Sunday, May 4, 2014

Dive


Silvergirl. Photo by Kyla
 












Today I dive.

At first the water is clear, translucent blue. I watch bubbles float and rise as I make my way deeper into darker water. I am not seduced by the gold glow of the blue above me; I seek the darkest places as the darkest places also seek me.

I can feel the tug downward, gravity magnetizing my heart. If I just let myself float and don't push deeper, I'm convinced I'd go deeper anyway, pulled by whatever that magnet is down there.

I've already forgotten to care whether or not I breathe. The pull is stronger the closer I get to its source, it seems. It feels like a hook is in my flesh, and I am tugged deeper on a line.

[This morning I looked out the window and saw the owl, in the top branches of the tallest oak across the street. It stayed just long enough for me to grab the binoculars and know what I was seeing up there, before flying away out of view. They know when we are watching them, I'm convinced of it.]
 
Now, I am in the deeper zones where I can begin to see more clearly. Here the dark gives way to another kind of vision. I hope to encounter the owl again. It hasn't given voice at all yet this year and I wonder if its mate is around or if owls even care about memory. Soon, the creatures will start to show themselves, whomever I will meet today. It may be a plant or a mystery or something that appears ordinary at first. I never know. I used to try to ask but soon learned that's a foolish waste of time. Even questions mean something different here, here in the deep waters of the heart.

[Surfaceside, in the outer world, the daffodils are blooming now and the first buds opening on the forsythia. Some of the fruit trees are budding. I don't know about them at all. I should; I used to prune apple and pear trees. I got paid to do that even though I had no idea really what I was doing. I thought I knew, but now I know I did not know anything. What is pruning after all? Not something the trees want, that's for sure.]

Down in here, assumptions are rinsed away before you ever get this deep, and sometimes you can find yourself at sea without them. That was a joke, a bad one, and I know it. I am out to sea and I know that too. Sea, the deep heart sea, is the place to see and I am looking, looking. Not looking for anything, just looking to see. Here they come now.

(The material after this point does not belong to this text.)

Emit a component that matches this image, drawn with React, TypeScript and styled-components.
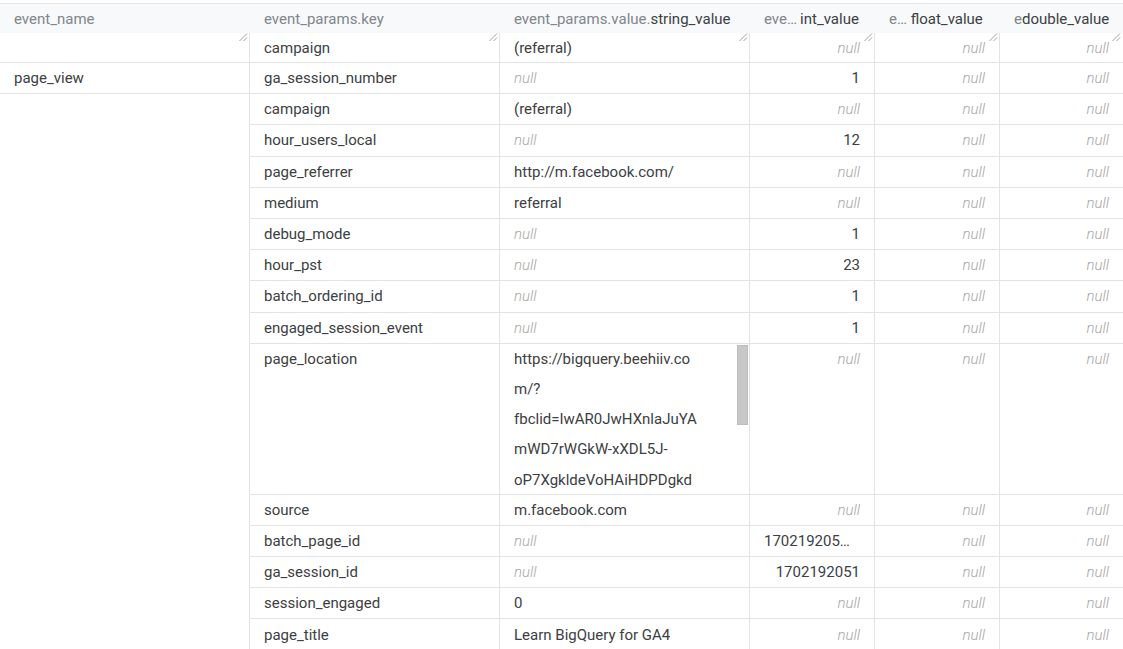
import React from "react";
import styled, { createGlobalStyle } from "styled-components";

const GlobalStyle = createGlobalStyle`
  html, body { margin: 0; padding: 0; background: #ffffff; }
  body { font-family: Roboto, "Noto Sans", "Liberation Sans", sans-serif; overflow: hidden; }
`;

const COLS = "250px 250px 250px 125px 125px 1fr";

const Grid = styled.div`
  width: 1123px;
  height: 649px;
  overflow: hidden;
  padding-top: 3px;
  box-sizing: border-box;
  display: flex;
  flex-direction: column;
`;

const HeaderRow = styled.div`
  display: grid;
  grid-template-columns: ${COLS};
  height: 30px;
  box-sizing: border-box;
  border-top: 1px solid #e3e3e3;
  background: #f8f9fa;
  position: relative;
  z-index: 2;
  flex: none;
`;

const HeaderCell = styled.div`
  position: relative;
  display: flex;
  align-items: center;
  padding: 1px 14px 0 14px;
  font-size: 15px;
  white-space: nowrap;
  overflow: visible;
  color: #80868b;
`;

const HeadStrong = styled.span`
  color: #3c4043;
  font-weight: 400;
`;

const HandleWrap = styled.span`
  position: absolute;
  right: 2px;
  bottom: -5px;
  width: 10px;
  height: 10px;
  display: block;
`;

const Handle = () => (
  <HandleWrap>
    <svg width="10" height="10" viewBox="0 0 10 10">
      <line x1="1.5" y1="9" x2="9" y2="1.5" stroke="#a0a0a0" strokeWidth="1" />
      <line x1="5.5" y1="9" x2="9" y2="5.5" stroke="#a0a0a0" strokeWidth="1" />
    </svg>
  </HandleWrap>
);

const Body = styled.div`
  display: flex;
  flex-direction: column;
`;

const Row = styled.div<{ $h?: number }>`
  display: grid;
  grid-template-columns: ${COLS};
  height: ${(p) => p.$h ?? 31.2}px;
  flex: none;
`;

const Cell = styled.div<{ $right?: boolean; $noBottom?: boolean; $last?: boolean; $top?: boolean }>`
  box-sizing: border-box;
  padding: 0 14px;
  display: flex;
  align-items: ${(p) => (p.$top ? "flex-start" : "center")};
  justify-content: ${(p) => (p.$right ? "flex-end" : "flex-start")};
  font-size: 15px;
  color: #3c4043;
  white-space: nowrap;
  overflow: hidden;
  border-right: ${(p) => (p.$last ? "none" : "1px solid #e3e3e3")};
  border-bottom: ${(p) => (p.$noBottom ? "1px solid transparent" : "1px solid #e3e3e3")};
  position: relative;
`;

const Truncated = styled.span`
  flex: 1;
  min-width: 0;
  white-space: nowrap;
  text-align: left;
`;

const Null = styled.span`
  font-style: italic;
  color: #a6a6a6;
  font-weight: 300;
`;

const Wrapped = styled.div`
  display: flex;
  flex-direction: column;
  line-height: 30.2px;
`;

const ScrollThumb = styled.div`
  position: absolute;
  right: 1px;
  top: 1px;
  width: 11px;
  height: 80px;
  background: #c8c8c8;
  border: 1px solid #bdbdbd;
  box-sizing: border-box;
`;

type V = string | null;
type RowData = { name?: string; leftLine: boolean; key: string; str: V; int: V; flt: V; dbl: V };

const rows: RowData[] = [
  { leftLine: true, key: "campaign", str: "(referral)", int: null, flt: null, dbl: null },
  { name: "page_view", leftLine: true, key: "ga_session_number", str: null, int: "1", flt: null, dbl: null },
  { leftLine: false, key: "campaign", str: "(referral)", int: null, flt: null, dbl: null },
  { leftLine: false, key: "hour_users_local", str: null, int: "12", flt: null, dbl: null },
  { leftLine: false, key: "page_referrer", str: "http://m.facebook.com/", int: null, flt: null, dbl: null },
  { leftLine: false, key: "medium", str: "referral", int: null, flt: null, dbl: null },
  { leftLine: false, key: "debug_mode", str: null, int: "1", flt: null, dbl: null },
  { leftLine: false, key: "hour_pst", str: null, int: "23", flt: null, dbl: null },
  { leftLine: false, key: "batch_ordering_id", str: null, int: "1", flt: null, dbl: null },
  { leftLine: false, key: "engaged_session_event", str: null, int: "1", flt: null, dbl: null },
  { leftLine: false, key: "page_location", str: "__LOC__", int: null, flt: null, dbl: null },
  { leftLine: false, key: "source", str: "m.facebook.com", int: null, flt: null, dbl: null },
  { leftLine: false, key: "batch_page_id", str: null, int: "170219205…", flt: null, dbl: null },
  { leftLine: false, key: "ga_session_id", str: null, int: "1702192051", flt: null, dbl: null },
  { leftLine: false, key: "session_engaged", str: "0", int: null, flt: null, dbl: null },
  { leftLine: false, key: "page_title", str: "Learn BigQuery for GA4", int: null, flt: null, dbl: null },
];

const locLines = [
  "https://bigquery.beehiiv.co",
  "m/?",
  "fbclid=IwAR0JwHXnlaJuYA",
  "mWD7rWGkW-xXDL5J-",
  "oP7XgkldeVoHAiHDPDgkd",
];

const Val = ({ v }: { v: V }) => {
  if (v === null) return <Null>null</Null>;
  if (v.endsWith("…")) return <Truncated>{v}</Truncated>;
  return <>{v}</>;
};

export default function App() {
  return (
    <>
      <GlobalStyle />
      <Grid>
        <HeaderRow>
          <HeaderCell>
            event_name
            <Handle />
          </HeaderCell>
          <HeaderCell>
            event_params.key
            <Handle />
          </HeaderCell>
          <HeaderCell>
            event_params.value.<HeadStrong>string_value</HeadStrong>
            <Handle />
          </HeaderCell>
          <HeaderCell>
            eve…{"\u2009"}<HeadStrong>int_value</HeadStrong>
            <Handle />
          </HeaderCell>
          <HeaderCell>
            e…&nbsp;<HeadStrong>float_value</HeadStrong>
            <Handle />
          </HeaderCell>
          <HeaderCell>
            e<HeadStrong>double_value</HeadStrong>
            <Handle />
          </HeaderCell>
        </HeaderRow>
        <Body>
          {rows.map((r, i) => {
            const tall = r.str === "__LOC__";
            const h = i === 0 ? 30 : tall ? 151 : 31.2;
            return (
              <Row key={i} $h={h}>
                <Cell $noBottom={!r.leftLine}>{r.name ?? ""}</Cell>
                <Cell $top={tall}>
                  {tall ? <Wrapped><span>{r.key}</span></Wrapped> : r.key}
                </Cell>
                <Cell $top={tall}>
                  {tall ? (
                    <>
                      <Wrapped>
                        {locLines.map((l) => (
                          <span key={l}>{l}</span>
                        ))}
                      </Wrapped>
                      <ScrollThumb />
                    </>
                  ) : (
                    <Val v={r.str} />
                  )}
                </Cell>
                <Cell $right $top={tall}>
                  {tall ? <Wrapped><Val v={r.int} /></Wrapped> : <Val v={r.int} />}
                </Cell>
                <Cell $right $top={tall}>
                  {tall ? <Wrapped><Val v={r.flt} /></Wrapped> : <Val v={r.flt} />}
                </Cell>
                <Cell $right $last $top={tall}>
                  {tall ? <Wrapped><Val v={r.dbl} /></Wrapped> : <Val v={r.dbl} />}
                </Cell>
              </Row>
            );
          })}
        </Body>
      </Grid>
    </>
  );
}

I know it because I can feel the different movements in the field as they start to arrive.

You may want to know who "they" are, and all I can tell you is they are those whom I meet, and whom you might meet, down inside here.

Even before I see them, I feel them come closer. I almost think they put on their bodies like clothes so my eyes will have something to find. That would be kind, though, and I am not at all sure they are kind. Some of them, yes, most likely they are, but others? No, you would not think them kind either and I wouldn't want to try to fool you, or make this place seem any more friendly than it really is.

Perhaps it is that they know, kind or unkind, that if they want to touch my mind, they have to give me something more than the vague disturbance in the zone we share, they have to give my eyes something to see, in this sea of black that is lit from inside itself somehow.

The ones I like best are the patterns that are not trying to be plants or animals or creatures we'd think we know in any way. The ones without real bodies have the most to say and say it for the longest time. The others usually only have a sentence or two. Ha. You don't even know what I mean by that, do you, of course you don't, I am trying to speak in human code from a non-human place and doing it badly. Very badly. I am sorry. It is just so hard to make sense and I wonder sometimes why I try. I think I try because you are there, and you might be listening, and also, I think these here want me to make sense of them, to you.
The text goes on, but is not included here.